- Born: 1948 (age 77–78) Torreón, Mexico
- Education: University of California, Los Angeles (BA, JD)
- Political party: Democratic
- Spouse: Michael Stern

= Antonia Hernández =

American lawyer

Antonia Hernández (born 1948) is an attorney, activist, and philanthropist. She currently serves as president and CEO of the California Community Foundation. Hernández was counsel for the plaintiffs in Madrigal v. Quilligan (1975), a class-action lawsuit filed by ten women of Mexican descent who were involuntarily sterilized at the Los Angeles County Hospital. She is also the first Latina woman to serve as staff counsel to the U.S. Senate Judiciary Committee from 1979 to 1980. In addition, Hernández served on the campaign team for Senator Ted Kennedy in his 1980 presidential campaign. She served as president and general counsel of the Mexican American Legal Defense and Education Fund (MALDEF) from 1985 to 2004.

== Early life and education ==
Hernández was born in Torreon, Mexico in 1948 on a communal ranch to parents Manuel and Nicolasa Hernández. Her grandparents and father, born in the United States, were subject to the forced migration practices of Mexican Repatriation during the Great Depression. After moving to the United States in 1956 at the age of seven, she settled with her family at the Maravilla Housing Projects of East Los Angeles.

Hernández started school in Los Angeles, despite knowing little English. However, she had a major desire to learn, in addition to a teacher realizing her potential, so she was able to excel in school at a young age.

After graduating from Garfield High School, Hernández attended the University of California Los Angeles, earning a bachelor's degree in History in 1970. She then enrolled in the UCLA School of Law, where she earned her J.D. degree in 1974.

== Professional career ==
In 1975, Hernández was employed by the Los Angeles Center for Law and Justice and immediately became involved with her landmark case Madrigal v.

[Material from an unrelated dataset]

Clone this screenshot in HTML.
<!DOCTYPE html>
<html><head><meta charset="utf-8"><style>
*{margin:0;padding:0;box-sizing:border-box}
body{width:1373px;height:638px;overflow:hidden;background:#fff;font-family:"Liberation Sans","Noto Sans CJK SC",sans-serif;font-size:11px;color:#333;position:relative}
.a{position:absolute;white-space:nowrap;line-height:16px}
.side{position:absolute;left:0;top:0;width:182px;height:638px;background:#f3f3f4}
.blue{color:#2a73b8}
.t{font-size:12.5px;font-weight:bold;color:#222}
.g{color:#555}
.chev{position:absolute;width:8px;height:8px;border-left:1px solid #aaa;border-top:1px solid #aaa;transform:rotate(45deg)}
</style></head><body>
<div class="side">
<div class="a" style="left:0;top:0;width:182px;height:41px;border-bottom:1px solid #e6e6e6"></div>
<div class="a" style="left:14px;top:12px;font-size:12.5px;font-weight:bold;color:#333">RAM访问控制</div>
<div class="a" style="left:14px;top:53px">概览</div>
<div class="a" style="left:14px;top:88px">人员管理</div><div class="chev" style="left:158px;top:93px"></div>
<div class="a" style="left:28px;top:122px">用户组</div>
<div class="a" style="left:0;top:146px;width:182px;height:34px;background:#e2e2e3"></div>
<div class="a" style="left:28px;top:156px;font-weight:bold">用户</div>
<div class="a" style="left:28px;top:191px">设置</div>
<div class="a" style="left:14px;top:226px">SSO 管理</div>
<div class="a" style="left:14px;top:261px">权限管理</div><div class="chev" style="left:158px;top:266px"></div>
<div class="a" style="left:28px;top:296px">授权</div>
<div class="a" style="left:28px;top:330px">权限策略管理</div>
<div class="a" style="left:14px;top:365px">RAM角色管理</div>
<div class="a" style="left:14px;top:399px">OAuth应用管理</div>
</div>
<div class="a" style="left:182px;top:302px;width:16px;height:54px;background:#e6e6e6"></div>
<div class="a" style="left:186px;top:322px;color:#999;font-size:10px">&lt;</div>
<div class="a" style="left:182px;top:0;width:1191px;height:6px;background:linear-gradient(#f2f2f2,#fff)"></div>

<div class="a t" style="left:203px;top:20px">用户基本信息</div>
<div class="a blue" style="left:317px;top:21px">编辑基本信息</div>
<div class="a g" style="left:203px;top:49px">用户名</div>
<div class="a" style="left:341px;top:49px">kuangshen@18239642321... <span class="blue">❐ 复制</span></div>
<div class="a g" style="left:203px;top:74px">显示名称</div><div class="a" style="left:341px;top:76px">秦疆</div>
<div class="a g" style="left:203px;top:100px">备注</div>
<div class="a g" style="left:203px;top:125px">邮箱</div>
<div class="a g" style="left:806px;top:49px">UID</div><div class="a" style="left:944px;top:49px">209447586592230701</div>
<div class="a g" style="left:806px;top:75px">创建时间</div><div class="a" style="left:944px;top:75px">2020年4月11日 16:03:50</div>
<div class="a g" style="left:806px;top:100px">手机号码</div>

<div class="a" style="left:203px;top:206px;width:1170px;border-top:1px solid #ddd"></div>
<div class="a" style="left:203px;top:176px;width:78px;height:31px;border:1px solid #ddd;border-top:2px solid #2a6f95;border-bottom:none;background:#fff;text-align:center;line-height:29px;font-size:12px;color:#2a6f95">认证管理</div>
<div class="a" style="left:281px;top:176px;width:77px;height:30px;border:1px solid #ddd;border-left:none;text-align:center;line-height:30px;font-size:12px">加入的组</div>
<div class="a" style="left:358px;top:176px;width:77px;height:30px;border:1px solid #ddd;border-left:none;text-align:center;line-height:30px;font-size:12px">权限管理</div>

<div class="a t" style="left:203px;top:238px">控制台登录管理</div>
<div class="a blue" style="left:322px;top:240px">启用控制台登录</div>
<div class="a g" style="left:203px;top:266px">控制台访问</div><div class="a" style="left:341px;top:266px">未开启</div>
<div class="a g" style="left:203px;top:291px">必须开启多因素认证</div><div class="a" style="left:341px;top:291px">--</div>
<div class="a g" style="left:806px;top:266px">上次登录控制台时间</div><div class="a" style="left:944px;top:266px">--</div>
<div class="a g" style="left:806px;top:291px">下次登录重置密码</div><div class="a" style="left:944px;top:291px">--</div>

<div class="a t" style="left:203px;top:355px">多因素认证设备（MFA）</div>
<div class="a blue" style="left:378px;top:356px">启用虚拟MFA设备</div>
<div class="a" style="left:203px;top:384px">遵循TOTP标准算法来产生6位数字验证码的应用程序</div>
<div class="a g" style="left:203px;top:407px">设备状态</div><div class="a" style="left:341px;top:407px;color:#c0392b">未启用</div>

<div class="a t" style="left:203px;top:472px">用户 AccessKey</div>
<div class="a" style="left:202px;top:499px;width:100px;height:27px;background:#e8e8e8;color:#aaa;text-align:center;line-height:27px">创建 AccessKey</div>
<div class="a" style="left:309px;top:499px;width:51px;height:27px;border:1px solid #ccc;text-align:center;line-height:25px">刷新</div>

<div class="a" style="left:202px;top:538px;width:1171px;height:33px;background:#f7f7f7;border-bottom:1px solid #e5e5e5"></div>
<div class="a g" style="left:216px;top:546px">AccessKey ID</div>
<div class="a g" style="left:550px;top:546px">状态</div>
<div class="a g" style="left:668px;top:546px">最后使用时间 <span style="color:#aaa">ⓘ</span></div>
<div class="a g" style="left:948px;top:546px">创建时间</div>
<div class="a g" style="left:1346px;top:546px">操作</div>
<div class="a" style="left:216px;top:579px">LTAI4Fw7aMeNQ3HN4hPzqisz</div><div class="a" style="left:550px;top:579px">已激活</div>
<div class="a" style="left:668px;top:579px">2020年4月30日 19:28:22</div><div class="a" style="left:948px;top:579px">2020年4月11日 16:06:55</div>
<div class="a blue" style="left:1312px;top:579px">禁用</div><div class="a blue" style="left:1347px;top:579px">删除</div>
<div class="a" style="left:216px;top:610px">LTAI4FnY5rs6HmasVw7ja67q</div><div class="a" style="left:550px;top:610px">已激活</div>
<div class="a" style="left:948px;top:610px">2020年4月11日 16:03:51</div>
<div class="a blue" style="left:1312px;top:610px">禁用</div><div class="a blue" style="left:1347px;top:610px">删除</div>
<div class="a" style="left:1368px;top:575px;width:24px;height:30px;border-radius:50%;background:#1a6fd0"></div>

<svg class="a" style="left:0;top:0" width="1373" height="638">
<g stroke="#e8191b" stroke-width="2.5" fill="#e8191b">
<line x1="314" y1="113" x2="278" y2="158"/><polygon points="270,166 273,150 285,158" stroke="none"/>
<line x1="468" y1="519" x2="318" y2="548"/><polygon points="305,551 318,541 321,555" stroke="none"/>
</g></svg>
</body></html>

Quilligan, combating the practice of involuntary sterilization of minority women at the discretion of hospital staff. While the ruling was in favor of the defendants, new measures regarding consent were implemented as a result of the case.

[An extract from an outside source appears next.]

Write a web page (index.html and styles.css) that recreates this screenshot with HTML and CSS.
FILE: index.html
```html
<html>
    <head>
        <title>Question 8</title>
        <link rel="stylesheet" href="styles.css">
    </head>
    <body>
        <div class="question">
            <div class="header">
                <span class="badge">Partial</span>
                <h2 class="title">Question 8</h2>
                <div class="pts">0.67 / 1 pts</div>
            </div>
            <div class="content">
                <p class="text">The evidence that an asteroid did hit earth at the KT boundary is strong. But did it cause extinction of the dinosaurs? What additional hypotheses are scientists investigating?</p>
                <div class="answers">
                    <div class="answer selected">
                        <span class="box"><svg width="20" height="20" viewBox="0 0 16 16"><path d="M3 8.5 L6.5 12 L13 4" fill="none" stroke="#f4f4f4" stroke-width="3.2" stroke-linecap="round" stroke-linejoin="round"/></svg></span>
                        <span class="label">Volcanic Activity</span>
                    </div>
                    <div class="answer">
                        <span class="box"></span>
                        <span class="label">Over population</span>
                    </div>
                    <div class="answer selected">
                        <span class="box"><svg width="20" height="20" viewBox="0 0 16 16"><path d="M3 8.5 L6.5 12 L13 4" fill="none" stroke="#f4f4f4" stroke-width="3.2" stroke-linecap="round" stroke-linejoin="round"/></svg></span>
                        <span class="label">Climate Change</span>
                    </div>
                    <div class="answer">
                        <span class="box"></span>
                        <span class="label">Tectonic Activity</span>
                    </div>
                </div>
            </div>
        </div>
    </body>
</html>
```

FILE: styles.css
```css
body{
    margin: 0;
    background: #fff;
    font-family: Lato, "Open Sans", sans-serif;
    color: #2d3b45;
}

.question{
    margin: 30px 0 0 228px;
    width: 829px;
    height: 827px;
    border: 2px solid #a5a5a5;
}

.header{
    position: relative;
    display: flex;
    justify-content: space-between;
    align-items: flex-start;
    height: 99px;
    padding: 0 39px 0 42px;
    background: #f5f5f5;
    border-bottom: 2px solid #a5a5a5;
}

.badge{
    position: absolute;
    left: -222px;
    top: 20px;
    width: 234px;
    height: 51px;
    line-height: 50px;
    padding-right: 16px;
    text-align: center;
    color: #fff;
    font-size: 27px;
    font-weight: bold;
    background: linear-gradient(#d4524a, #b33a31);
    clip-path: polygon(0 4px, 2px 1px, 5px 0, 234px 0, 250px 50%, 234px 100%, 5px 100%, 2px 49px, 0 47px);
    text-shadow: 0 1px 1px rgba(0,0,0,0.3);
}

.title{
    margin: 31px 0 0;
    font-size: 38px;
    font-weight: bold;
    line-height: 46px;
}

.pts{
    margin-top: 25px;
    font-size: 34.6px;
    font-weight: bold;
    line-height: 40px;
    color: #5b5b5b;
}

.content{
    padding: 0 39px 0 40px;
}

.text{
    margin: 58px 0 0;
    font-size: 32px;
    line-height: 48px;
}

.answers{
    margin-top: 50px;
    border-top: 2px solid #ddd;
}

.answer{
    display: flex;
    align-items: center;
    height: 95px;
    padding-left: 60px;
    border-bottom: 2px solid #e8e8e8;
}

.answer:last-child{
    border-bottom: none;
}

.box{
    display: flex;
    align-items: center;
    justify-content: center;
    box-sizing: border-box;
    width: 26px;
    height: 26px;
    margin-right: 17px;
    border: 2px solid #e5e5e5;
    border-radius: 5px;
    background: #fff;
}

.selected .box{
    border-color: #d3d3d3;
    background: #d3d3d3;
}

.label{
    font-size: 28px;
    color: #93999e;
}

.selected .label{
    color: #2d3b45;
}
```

From 1979 to 1980, Hernández served as the first Latina staff counsel to the United States Senate Judiciary Committee under Senator Ted Kennedy. Her work mostly consisted of issues involving immigration, but she also dealt with other issues such as civil rights and judicial nominations.

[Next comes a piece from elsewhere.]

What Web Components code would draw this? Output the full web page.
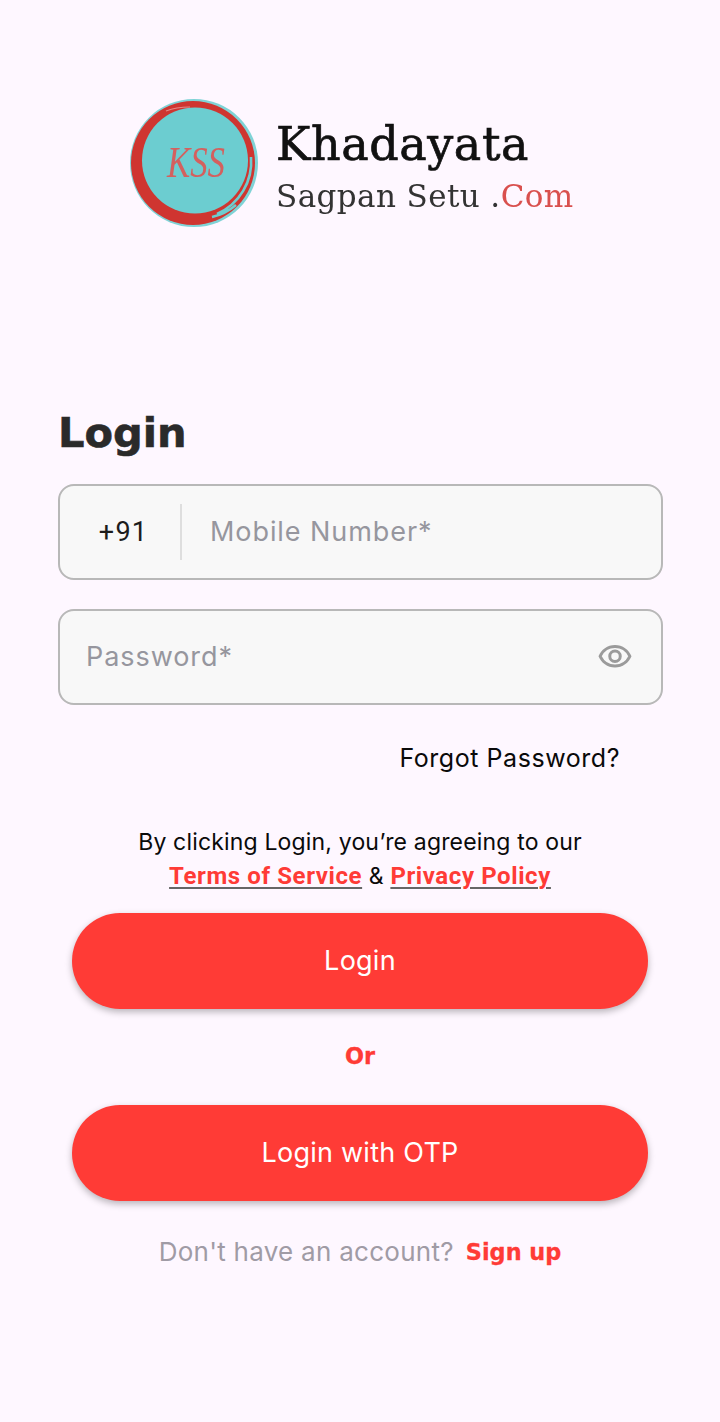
<!DOCTYPE html>
<html lang="en">
<head>
<meta charset="utf-8">
<title>Login</title>
<style>
  html, body { margin: 0; background: #fef7ff; }
</style>
</head>
<body>
<login-page></login-page>
<script>
const body = '"Inter", "Liberation Sans", sans-serif'
const heavy = '"DejaVu Sans", sans-serif'

customElements.define('app-logo', class extends HTMLElement {
  constructor () {
    super()
    this.attachShadow({ mode: 'open' }).innerHTML = `
<style>
  :host { display: flex; gap: 18px; height: 128px; padding-left: 130px; filter: blur(.45px); }
  svg { width: 128px; height: 128px; flex: none; }
  .words { display: flex; flex-direction: column; padding-top: 20px; font-family: "DejaVu Serif", serif; }
  .top { font-size: 46px; line-height: 50px; height: 50px; color: #111; letter-spacing: .6px; -webkit-text-stroke: .7px #111; }
  .bottom { font-size: 31px; line-height: 44px; margin-top: 5px; color: #333; letter-spacing: .4px; white-space: pre; }
  .bottom span { color: #d9504e; }
</style>
<svg viewBox="0 0 128 128">
  <circle cx="64" cy="64" r="64" fill="#7fd3d6"/>
  <circle cx="63" cy="64" r="62" fill="#cf3530"/>
  <circle cx="65" cy="61.5" r="53" fill="#6ccdd0"/>
  <path d="M121 58a57 57 0 0 1-34 57M106 106a57 57 0 0 1-24 12" fill="none" stroke="#6ccdd0" stroke-width="2.6"/>
  <path d="M36 12q10-4 24-4" fill="none" stroke="#e58a88" stroke-width="1.2"/>
  <text x="37" y="78" textLength="58" lengthAdjust="spacingAndGlyphs" font-family="Liberation Serif, serif" font-style="italic" font-size="44" fill="#d4605e">KSS</text>
</svg>
<div class="words">
  <div class="top">Khadayata</div>
  <div class="bottom">Sagpan Setu .<span>Com</span></div>
</div>`
  }
})

customElements.define('text-field', class extends HTMLElement {
  constructor () {
    super()
    this.attachShadow({ mode: 'open' }).innerHTML = `
<style>
  :host { display: flex; align-items: center; box-sizing: border-box; width: 605px; height: 96px; background: #f8f8f8; border: 2px solid #b8b8b8; border-radius: 16px; font-family: ${body}; font-size: 27px; }
  .hint { flex: 1; padding-bottom: 1px; color: #96969e; letter-spacing: .93px; }
  :host(:not([code])) .hint { padding-left: 26px; }
  ::slotted([slot=prefix]) { display: flex; align-items: center; justify-content: center; box-sizing: border-box; width: 122px; height: 56px; padding-left: 7px; margin-right: 28px; border-right: 2px solid #dedede; color: #1c1c1c; font: 27px Roboto, sans-serif; letter-spacing: 1.2px; }
  ::slotted([slot=suffix]) { margin-right: 28px; }
</style>
<slot name="prefix"></slot>
<div class="hint"><slot></slot></div>
<slot name="suffix"></slot>`
  }
})

customElements.define('red-button', class extends HTMLElement {
  constructor () {
    super()
    this.attachShadow({ mode: 'open' }).innerHTML = `
<style>
  :host { display: flex; align-items: center; justify-content: center; width: 576px; height: 96px; padding-bottom: 2px; box-sizing: border-box; border-radius: 48px; background: #ff3b36; color: #fff; font-family: ${body}; font-size: 27px; letter-spacing: .25px; box-shadow: 0 3px 7px rgba(0, 0, 0, .28); }
</style>
<slot></slot>`
  }
})

customElements.define('login-page', class extends HTMLElement {
  constructor () {
    super()
    this.attachShadow({ mode: 'open' }).innerHTML = `
<style>
  :host { display: flex; flex-direction: column; box-sizing: border-box; height: 1422px; padding-top: 99px; }
  h1 { margin: 181px 0 26px 58px; font: 700 41.6px/50px ${heavy}; color: #2a2a2a; -webkit-text-stroke: .6px #2a2a2a; }
  .fields { display: flex; flex-direction: column; gap: 29px; margin-left: 58px; }
  .forgot { margin: 38px 100px 0 0; text-align: right; font: 25px/30px ${body}; color: #0a0a0a; letter-spacing: .55px; }
  .terms { margin-top: 52px; text-align: center; font: 23px/34px ${body}; letter-spacing: .17px; color: #0a0a0a; }
  .terms a { font: 700 24px Roboto, sans-serif; letter-spacing: .6px; color: #ff3b36; text-decoration: underline; text-decoration-color: #666; text-decoration-thickness: 2px; text-underline-offset: 3px; }
  .actions { display: flex; flex-direction: column; align-items: center; margin-top: 20px; }
  .or { display: flex; align-items: center; height: 94px; padding-bottom: 2px; font: 700 22.4px ${heavy}; color: #ff3b36; -webkit-text-stroke: .3px #ff3b36; }
  .signup { display: flex; justify-content: center; gap: 12px; margin-top: 36px; font: 26px/30px ${body}; letter-spacing: .27px; color: #a09ba5; }
  .signup b { font: 700 22.4px/30px ${heavy}; letter-spacing: 0; color: #ff3b36; -webkit-text-stroke: .3px #ff3b36; }
  svg { display: block; width: 36px; height: 36px; fill: #9b9b9b; }
</style>
<app-logo></app-logo>
<h1>Login</h1>
<div class="fields">
  <text-field code><span slot="prefix">+91</span>Mobile Number*</text-field>
  <text-field>Password*
    <svg slot="suffix" viewBox="0 0 24 24"><path d="M12 6a9.77 9.77 0 0 1 8.82 5.5A9.77 9.77 0 0 1 12 17a9.77 9.77 0 0 1-8.82-5.5A9.77 9.77 0 0 1 12 6m0-2C7 4 2.73 7.11 1 11.5 2.73 15.89 7 19 12 19s9.27-3.11 11-7.5C21.27 7.11 17 4 12 4zm0 5a2.5 2.5 0 1 1 0 5 2.5 2.5 0 0 1 0-5m0-2a4.5 4.5 0 1 0 0 9 4.5 4.5 0 0 0 0-9z"/></svg>
  </text-field>
</div>
<div class="forgot">Forgot Password?</div>
<div class="terms">By clicking Login, you’re agreeing to our<br><a>Terms of Service</a> &amp; <a>Privacy Policy</a></div>
<div class="actions">
  <red-button>Login</red-button>
  <div class="or">Or</div>
  <red-button>Login with OTP</red-button>
</div>
<div class="signup"><span>Don't have an account?</span><b>Sign up</b></div>`
  }
})
</script>
</body>
</html>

Hernández was chosen by Senator Ted Kennedy to serve on the campaign team for his 1980 presidential run. She was hired by David Boies and initially was the Southwest campaign coordinator, helping run the campaign in many different states such as Texas, Louisiana, and Arizona.

In 1981, Hernández was hired by the Mexican American Legal Defense and Education Fund (MALDEF) to work as Regional counsel in Washington, D.C. She was elected president and general counsel of the organization in 1985. In 1987, she was fired after being accused of mishandling a major lawsuit in Texas involving discriminatory hiring and promotion practices against Latinos. Hernández was accused of having a conflict of interest because the defendants' attorney, Vilma Martinez was a former head of MALDEF. MALDEF received $150,000 in legal fees, and Martinez received $32,000, with the three plaintiffs receiving $8,000 each, resulting in criticism in MALDEF's management of the litigation. After filing her own lawsuit against MALDEF, she was reinstated.

From 1984 to 1995, Hernández led MALDEF in a case against the State of Texas on the basis of discrimination against students in underfunded school districts, citing that Texas public school funding led to economic and racial disparities between school districts. This case was resolved in 1995, when the Texas Supreme Court ruled that the Texas Legislature had authority to require shared funding between school districts. Hernández worked on a similar case in California, highlighting the disparities existing between funding for urban and suburban schools. In addition, during her time as MALDEF president, Hernández led the establishment of bilingual and multicultural programs for Latino students in Denver, Colorado; helped in the expansion of higher education programs for Latinos in South Texas; and advocated for the creation of legislature in California that allowed for undocumented students to pay the same tuition as other in-state students at any public university.

In February 2004, Hernández resigned from MALDEF and joined the California Community Foundation (CCF) as president and CEO.

In addition to her work with CCF, Hernández is a board member of several local and national organizations, including the American Automobile Association, the Automobile Club of Southern California, Center on Budget and Policy Priorities, Council on Foundations, Grameen America. She is also a fellow of the American Law Institute and the American Academy of Arts and Sciences.

== Awards and honors ==
Hernández was awarded an honorary Doctor of Humane Letters (L.H.D.) degree from Whittier College in 1998 and Brown University in 2016.